AUSTIN, Tx. (KXAN) — A competitive chess player from Austin, Texas is competing this week in a national tournament in a bid to take home yet another championship.
Emily Nguyen, 16, has been playing competitively since she was 6, learning the game from her brother and then building her skills, taking on some of the best young players in the world.
“I used to play a lot when I was younger,” she said, “like go to tournaments, weekender tournaments in Houston and Dallas, and I was playing at two or three tournaments a month.”
As other hobbies and schoolwork have become a bigger part of her life, her time spent on the road has decreased, but she still manages three or four big tournaments each year.
The World Chess Federation ranks Nguyen 56th in the world among active female players under 18 years old, 36th in the U.S. among all active female players, and 5th in the U.S. among active girls under 18.
Her first big international win came in 2011 at the North American Youth Championship, where she brought home the trophy in the under-10 girl’s division. She hasn’t stopped winning since then.
The last two years she’s taken home the top prize at the Texas Scholastic Chess Championships for high school players around the state.
“I learn a little bit each tournament, like how I should prepare mentally,” Nguyen told KXAN.
This week, she’s in St. Louis for the U.S. Junior Championships, an invitational tournament featuring 10 of the best players across the country under 20 years old. She hopes to bring home another win when the competition wraps up on July 20.
The players will split more than $10,000 in prize money, with the winner taking home $3,000. The top player will also receive $10,000 in scholarship money to be used at any institution.
Nguyen won the tournament the first time she played it in 2016 and has placed third each of the last two years.

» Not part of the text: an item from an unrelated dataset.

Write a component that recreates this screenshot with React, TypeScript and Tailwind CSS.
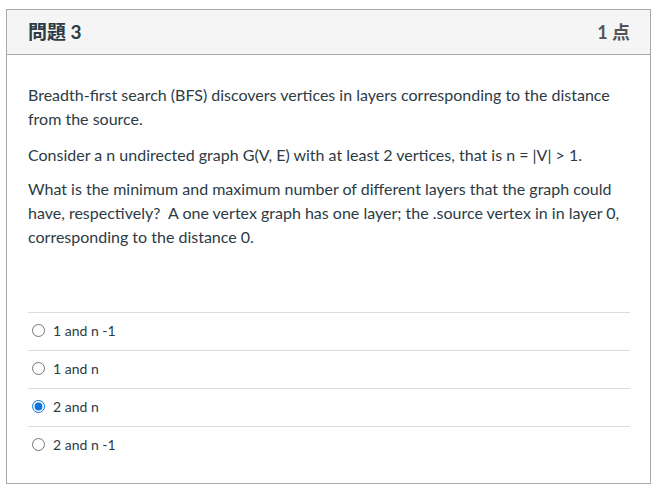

“I’m not really thinking toward the prize,” she said. “I’m just trying to play the best I can.”
That mindset will serve her well as the rising senior prepares to take a break from her chess training to start applying to colleges this fall. Several state schools offer chess scholarships, including the University of Texas at Dallas, UT Rio Grande Valley, and Texas Tech University, but Nguyen says she doesn’t want to pursue the game as a career.
“Chess will always be important to me, and I’m going to try to keep that in my life always,” she said, “but I feel like I don’t really want to go professional.”
For now, she’ll keep playing (and beating) her brother, taking on the top players in the world when she has time.